Summary and Useful Links
“Classic” Inbox (now called Default)
There’s a full rundown with lots of screenshots on how to manage a Gmail “Classic” Inbox using labels, stars, archiving, etc, in Chapter 5 of my blog post called Gmail 101 - find it here: http://gmail-miscellany.blogspot.co.uk/2012/11/gmail-101.html?utm_source=BP_recent#organize1But briefly, this is the original and most basic view of a Gmail account’s Inbox. All messages and conversations are listed in chronological order, newest on top, and appear in a continuous paged list with no organisation at all. You can choose in Settings/General how many messages/conversations to view on a page, to a max of 100. To move between pages, click the Older and Newer arrows in the upper right above the Inbox list.
How to turn it on
To get to this view, first choose Default (which has replaced “Classic” in the menu list) from the dropdown menu next to Inbox at the top of your label list on the left.
If you then see the new tabbed Inbox view, which splits your Inbox up into Categories, then you need to first turn off the tabs. Click the gear icon and choose Configure Inbox, and then uncheck all the tabs.
How to use it
That will put you into the Default view with just a primary inbox on display, and you can start to manage your mail using Gmail’s built in tools:
- Labels can be applied to messages to help visually distinguish them from others, either manually, or by using a filter to catch certain messages when they arrive and give them a specific label. You might choose one label for anything to do with Work, and another for mail relating to your Sports Club, etc.
- Colouring the labels aids visual recognition of particular labels.
- Users can change their view and see just those messages with a specific label by clicking that label in the lefthand sidebar. So it becomes easier to see all your Work mail together, or messages from members of your Sports Club, instead of seeing them spread throughout your Inbox list.
- As well as your own labels you can add stars to your mail, and then view all your starred mail together by clicking on the Starred label in your sidebar.

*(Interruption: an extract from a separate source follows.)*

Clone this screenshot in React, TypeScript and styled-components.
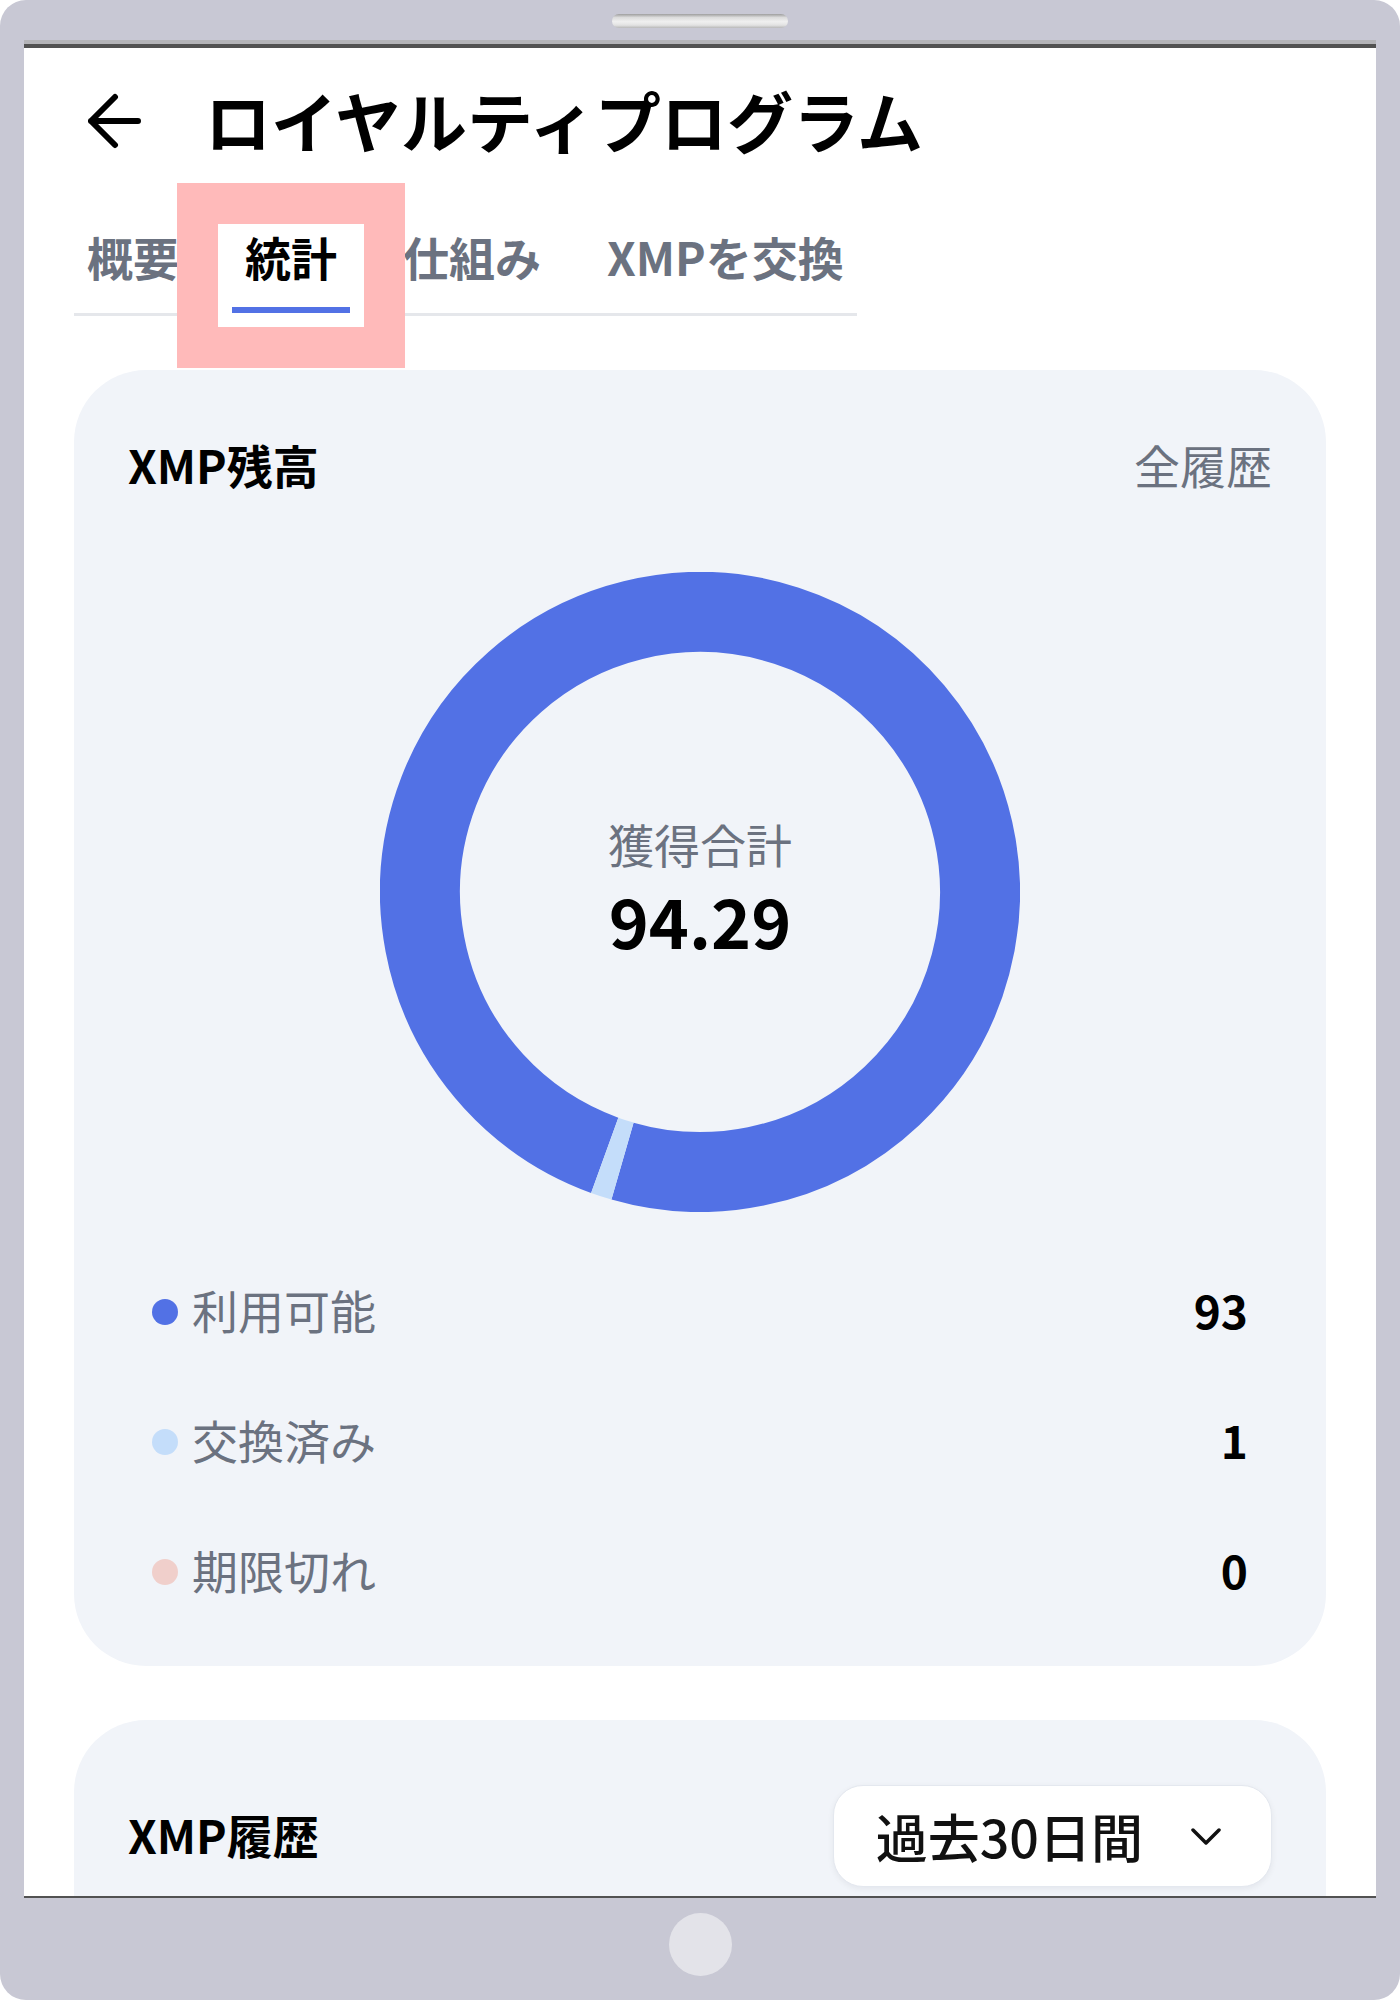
import styled, { createGlobalStyle, css } from "styled-components";

interface Segment {
  label: string;
  value: number;
  color: string;
}

const segments: Segment[] = [
  { label: "利用可能", value: 93, color: "#5271e5" },
  { label: "交換済み", value: 1, color: "#c4ddfa" },
  { label: "期限切れ", value: 0, color: "#f0cfcb" },
];

const tabs = ["概要", "統計", "仕組み", "XMPを交換"];

// angle in degrees, clockwise from 12 o'clock
function polar(cx: number, cy: number, r: number, angle: number) {
  const rad = (angle * Math.PI) / 180;
  return { x: cx + r * Math.sin(rad), y: cy - r * Math.cos(rad) };
}

function arcPath(cx: number, cy: number, r: number, from: number, to: number) {
  const start = polar(cx, cy, r, from);
  const end = polar(cx, cy, r, to);
  const large = to - from > 180 ? 1 : 0;
  return `M ${start.x} ${start.y} A ${r} ${r} 0 ${large} 1 ${end.x} ${end.y}`;
}

function Donut({ data, startAngle }: { data: Segment[]; startAngle: number }) {
  const sum = data.reduce((acc, d) => acc + d.value, 0);
  let angle = startAngle;
  return (
    <svg width="640" height="640" viewBox="0 0 640 640">
      {data
        .filter((d) => d.value > 0)
        .map((d) => {
          const sweep = (d.value / sum) * 360;
          const from = angle;
          angle += sweep;
          return (
            <path
              key={d.label}
              d={arcPath(320, 320, 280, from, from + sweep - 0.01)}
              fill="none"
              stroke={d.color}
              strokeWidth={80}
            />
          );
        })}
    </svg>
  );
}

function App() {
  return (
    <>
      <GlobalStyle />
      <Device>
        <TopBezel>
          <Speaker />
        </TopBezel>
        <Screen>
          <Viewport>
            <Header>
              <svg width="54" height="60" viewBox="0 0 54 60">
                <path
                  d="M3 30H50 M27 6L3 30L27 54"
                  fill="none"
                  stroke="#000"
                  strokeWidth={6}
                  strokeLinecap="round"
                  strokeLinejoin="round"
                />
              </svg>
              <Title>ロイヤルティプログラム</Title>
            </Header>

            <TabBar>
              {tabs.map((t) => (
                <Tab key={t} $active={t === "統計"}>
                  {t}
                </Tab>
              ))}
            </TabBar>

            <Card $padTop={72} $padBottom={29}>
              <CardHead>
                <CardTitle>XMP残高</CardTitle>
                <MutedLink>全履歴</MutedLink>
              </CardHead>

              <ChartArea>
                <Donut data={segments} startAngle={199.9} />
                <ChartCenter>
                  <ChartLabel>獲得合計</ChartLabel>
                  <ChartValue>94.29</ChartValue>
                </ChartCenter>
              </ChartArea>

              <Legend>
                {segments.map((s) => (
                  <LegendRow key={s.label}>
                    <Dot $color={s.color} />
                    <LegendLabel>{s.label}</LegendLabel>
                    <LegendValue>{s.value}</LegendValue>
                  </LegendRow>
                ))}
              </Legend>
            </Card>

            <Card $padTop={65} $padBottom={200}>
              <CardHead>
                <CardTitle $lift={5}>XMP履歴</CardTitle>
                <Dropdown>
                  過去30日間
                  <svg width="30" height="17" viewBox="0 0 30 17">
                    <path
                      d="M2 2L15 15L28 2"
                      fill="none"
                      stroke="#111"
                      strokeWidth={3.5}
                      strokeLinecap="round"
                      strokeLinejoin="round"
                    />
                  </svg>
                </Dropdown>
              </CardHead>
            </Card>
          </Viewport>
        </Screen>
        <BottomBezel>
          <HomeButton />
        </BottomBezel>
      </Device>
    </>
  );
}

const GlobalStyle = createGlobalStyle`
  body {
    margin: 0;
    background: #fff;
    font-family: "Noto Sans CJK JP", "Noto Sans", sans-serif;
  }
`;

const Device = styled.div`
  width: 1400px;
  height: 2000px;
  background: #c8c8d4;
  border-radius: 26px;
  display: flex;
  flex-direction: column;
  overflow: hidden;
`;

const TopBezel = styled.div`
  height: 40px;
  box-sizing: border-box;
  padding-top: 14px;
  display: flex;
  justify-content: center;
`;

const Speaker = styled.div`
  width: 176px;
  height: 14px;
  border-radius: 7px;
  background: linear-gradient(to bottom, #9e9e9e 0%, #dcdcdc 25%, #f0f0f0 55%, #e2e2e2 80%, #b8b8b8 100%);
`;

const Screen = styled.div`
  margin: 0 24px;
  height: 1858px;
  box-sizing: border-box;
  border-top: 4px solid #b4b4b8;
  display: flex;
  flex-direction: column;
`;

const Viewport = styled.main`
  flex: 1;
  background: #fff;
  border-top: 4px solid #525252;
  border-bottom: 2px solid #525252;
  overflow: hidden;
  padding: 0 50px;
`;

const BottomBezel = styled.div`
  flex: 1;
  display: flex;
  justify-content: center;
  padding-top: 15px;
`;

const HomeButton = styled.div`
  width: 63px;
  height: 63px;
  border-radius: 50%;
  background: #e3e3e9;
`;

const Header = styled.header`
  height: 146px;
  display: flex;
  align-items: center;
  gap: 63px;
  padding-left: 14px;
`;

const Title = styled.h1`
  margin: 0 0 4px;
  font-size: 66px;
  line-height: 1;
  font-weight: 700;
  color: #000;
`;

const TabBar = styled.nav`
  display: flex;
  width: fit-content;
  gap: 40px;
  margin-top: 44px;
  border-bottom: 3px solid #e5e7eb;
`;

const Tab = styled.button<{ $active?: boolean }>`
  position: relative;
  padding: 0 13px 39px;
  border: 0;
  background: transparent;
  font-family: inherit;
  font-size: 46px;
  line-height: 36px;
  font-weight: 700;
  color: #6b7280;
  white-space: nowrap;

  ${({ $active }) =>
    $active &&
    css`
      z-index: 1;
      color: #000;
      background: #fff;
      box-shadow: 0 0 0 14px #fff, 0 0 0 55px #ffbaba;

      &::after {
        content: "";
        position: absolute;
        left: 0;
        right: 0;
        bottom: 0;
        height: 6px;
        background: #5271e5;
      }
    `}
`;

const Card = styled.section<{ $padTop: number; $padBottom: number }>`
  margin-top: 54px;
  background: #f1f4f9;
  border-radius: 72px;
  padding: ${({ $padTop, $padBottom }) => `${$padTop}px 54px ${$padBottom}px`};
`;

const CardHead = styled.div`
  display: flex;
  justify-content: space-between;
  align-items: center;
`;

const CardTitle = styled.h2<{ $lift?: number }>`
  margin: 0 0 ${({ $lift = 0 }) => $lift}px;
  font-size: 46px;
  line-height: 44px;
  font-weight: 700;
  color: #000;
`;

const MutedLink = styled.span`
  font-size: 46px;
  line-height: 44px;
  color: #6b7280;
`;

const ChartArea = styled.div`
  margin-top: 86px;
  display: grid;
  place-items: center;

  & > * {
    grid-area: 1 / 1;
  }
`;

const ChartCenter = styled.div`
  display: flex;
  flex-direction: column;
  align-items: center;
`;

const ChartLabel = styled.span`
  font-size: 46px;
  line-height: 54px;
  color: #6b7280;
`;

const ChartValue = styled.span`
  font-size: 68px;
  line-height: 99px;
  font-weight: 700;
  color: #000;
`;

const Legend = styled.div`
  margin-top: 35px;
  padding: 0 24px;
`;

const LegendRow = styled.div`
  height: 130px;
  display: flex;
  align-items: center;
  gap: 14px;
  line-height: 52px;
`;

const Dot = styled.span<{ $color: string }>`
  width: 26px;
  height: 26px;
  border-radius: 50%;
  background: ${({ $color }) => $color};
`;

const LegendLabel = styled.span`
  flex: 1;
  font-size: 46px;
  color: #6b7280;
  margin-bottom: 6px;
`;

const LegendValue = styled.span`
  font-size: 46px;
  font-weight: 700;
  color: #000;
  margin-bottom: 6px;
`;

const Dropdown = styled.button`
  height: 102px;
  box-sizing: border-box;
  display: flex;
  align-items: center;
  gap: 48px;
  padding: 0 50px 0 42px;
  border: 1px solid #e4e8ef;
  border-radius: 30px;
  background: #fff;
  box-shadow: 0 2px 6px rgba(16, 24, 40, 0.06);
  font-family: inherit;
  font-size: 52px;
  line-height: 60px;
  font-weight: 500;
  color: #111;
`;

export default App;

- You can then combine labelling and archiving to move messages out of your Inbox once you have dealt with them, but keep them available in your account so you can still see them when you click their label. The Labels and Archive buttons do that for you, and you can even do both jobs at once by using the Move button, which labels and archives a message with a single action.

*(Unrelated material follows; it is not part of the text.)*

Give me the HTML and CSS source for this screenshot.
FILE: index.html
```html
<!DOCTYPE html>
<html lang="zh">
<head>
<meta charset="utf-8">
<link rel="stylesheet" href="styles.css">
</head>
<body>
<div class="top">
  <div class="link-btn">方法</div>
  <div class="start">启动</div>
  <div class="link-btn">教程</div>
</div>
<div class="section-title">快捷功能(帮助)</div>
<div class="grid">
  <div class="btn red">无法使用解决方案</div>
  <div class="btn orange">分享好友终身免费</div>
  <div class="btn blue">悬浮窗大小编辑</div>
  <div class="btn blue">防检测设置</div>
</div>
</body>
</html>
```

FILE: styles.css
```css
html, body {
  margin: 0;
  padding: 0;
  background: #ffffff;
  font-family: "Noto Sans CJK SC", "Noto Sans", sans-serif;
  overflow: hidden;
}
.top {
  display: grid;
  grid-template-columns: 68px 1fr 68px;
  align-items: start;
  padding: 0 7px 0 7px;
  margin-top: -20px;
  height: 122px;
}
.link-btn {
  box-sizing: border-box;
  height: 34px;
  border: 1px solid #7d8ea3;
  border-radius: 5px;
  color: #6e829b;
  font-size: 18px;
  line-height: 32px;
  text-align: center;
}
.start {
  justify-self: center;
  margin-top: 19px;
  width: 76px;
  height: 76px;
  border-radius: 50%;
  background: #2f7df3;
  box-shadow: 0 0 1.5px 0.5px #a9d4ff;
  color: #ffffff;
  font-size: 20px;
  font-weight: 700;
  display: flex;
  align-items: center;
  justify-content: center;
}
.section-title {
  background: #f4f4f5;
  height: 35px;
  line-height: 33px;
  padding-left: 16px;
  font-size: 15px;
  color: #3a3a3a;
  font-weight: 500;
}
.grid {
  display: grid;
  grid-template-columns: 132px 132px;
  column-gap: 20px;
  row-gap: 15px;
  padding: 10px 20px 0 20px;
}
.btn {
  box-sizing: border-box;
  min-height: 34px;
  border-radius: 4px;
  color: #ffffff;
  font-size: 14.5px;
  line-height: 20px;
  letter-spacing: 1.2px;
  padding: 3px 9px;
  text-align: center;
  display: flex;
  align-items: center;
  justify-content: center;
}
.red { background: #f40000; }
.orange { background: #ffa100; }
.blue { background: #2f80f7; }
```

- Mail you don’t want any more can simply be deleted - select the message and hit the Trash can button. But use this with care - mail you send to Trash will be deleted permanently 30 days later, and once deleted permanently it cannot be recovered.
Unread First - Starred First - Important First
These are ready-made selectable views of your Inbox, and as the name of each suggests, it will filter out some of your Inbox mail and place it in a separate section of its own at the top of your Inbox, with your remaining Inbox mail underneath in Everything Else.How to turn it on
Simply click the dropdown menu next to Inbox at the top of your label list, and pick the view you want to use
How to use it
This view makes it easy to keep track of mail you haven’t yet read - or mail you have starred - or mail Gmail has marked for you as Important. Sections can be collapsed using the “twisty” next to their name if you want to temporarily get them out of your way.

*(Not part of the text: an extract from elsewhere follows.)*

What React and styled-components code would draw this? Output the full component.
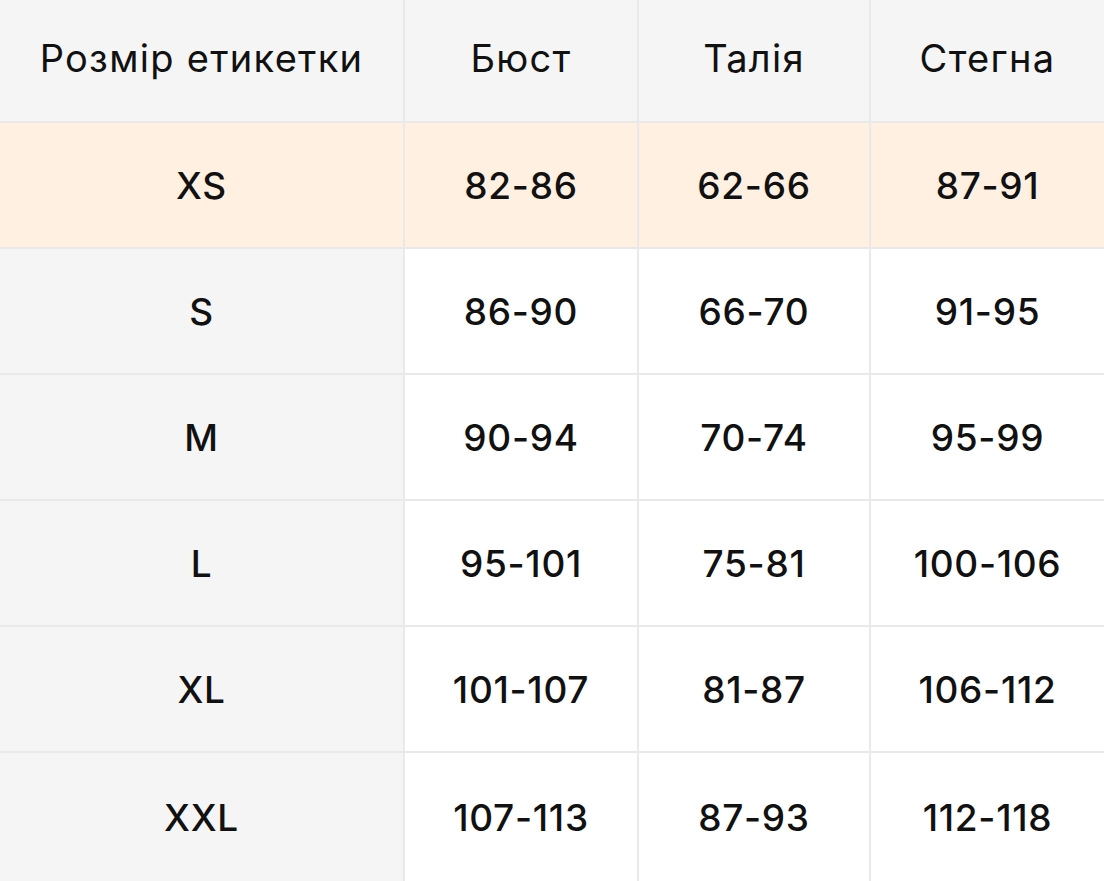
import styled, { createGlobalStyle } from 'styled-components';

const GlobalStyle = createGlobalStyle`
  html, body {
    margin: 0;
    padding: 0;
    background: #ffffff;
  }
  body {
    font-family: Inter, "Noto Sans", "Liberation Sans", sans-serif;
    color: #111111;
  }
`;

const Table = styled.div`
  display: grid;
  grid-template-columns: 403px 232px 230px 233px;
  grid-template-rows: 121px repeat(5, 124px) 128px;
  gap: 2px;
  width: 1104px;
  height: 881px;
  background: #e9e9e9;
`;

const Cell = styled.div`
  display: flex;
  align-items: center;
  justify-content: center;
  font-size: ${({ $head }) => ($head ? '38px' : '37px')};
  font-weight: ${({ $head }) => ($head ? 400 : 500)};
  letter-spacing: ${({ $head }) => ($head ? '1.3px' : '0.7px')};
  padding-bottom: ${({ $head }) => ($head ? '6px' : '0')};
  background: ${({ $tone }) => {
    if ($tone === 'peach') return '#fff0e2';
    if ($tone === 'grey') return '#f5f5f5';
    return '#ffffff';
  }};
`;

const header = ['Розмір етикетки', 'Бюст', 'Талія', 'Стегна'];

const rows = [
  ['XS', '82-86', '62-66', '87-91'],
  ['S', '86-90', '66-70', '91-95'],
  ['M', '90-94', '70-74', '95-99'],
  ['L', '95-101', '75-81', '100-106'],
  ['XL', '101-107', '81-87', '106-112'],
  ['XXL', '107-113', '87-93', '112-118'],
];

export default function App() {
  return (
    <>
      <GlobalStyle />
      <Table>
        {header.map((h) => (
          <Cell key={h} $head $tone="grey">{h}</Cell>
        ))}
        {rows.map((row, i) => row.map((value, j) => {
          let tone = 'white';
          if (i === 0) tone = 'peach';
          else if (j === 0) tone = 'grey';
          return <Cell key={`${row[0]}-${j}`} $tone={tone}>{value}</Cell>;
        }))}
      </Table>
    </>
  );
}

(NB Unread First will not show you ALL the mail you haven’t read - only the mail which is unread and still in your Inbox. The same goes for Starred First and Important First - they relate only to mail still in your Inbox, not to mail you may have archived. To see ALL your Starred mail, or ALL the mail that has been tagged as Important, you can click those labels in your sidebar.)
All the normal Inbox functions such as labelling, archiving, starring, etc will work just as they do in the Classic inbox - with the proviso that mail that has its status changed by an action you take may move out of the top section and into Everything Else.. For example, mail you read will move out of Unread and into Everything Else. Mail you add a star to will move into Starred and out of Everything Else. Mail you “move” by adding a label and archiving it will disappear from your Inbox altogether, and so on.
The Important Marker
In an effort to help you prioritise your mail handling, Gmail has an automated feature that looks at a number of different indicators when a message arrives, and decides whether or not this message is likely to be important to you. Those indicators include things like how often you read mail from that person; how often you reply to mail from that sender; how frequently you correspond with that sender, etc. If it judges that the message is important, it is flagged with a yellow tag that appears in your message list. if you hover over the yellow tag, you will see the reason that Gmail marked the message as important.
If you disagree that the message is important, then click the yellow tag to turn it off.
Or if you see a message that IS important, but Gmail has missed it, click the blank placeholder to turn the tag on.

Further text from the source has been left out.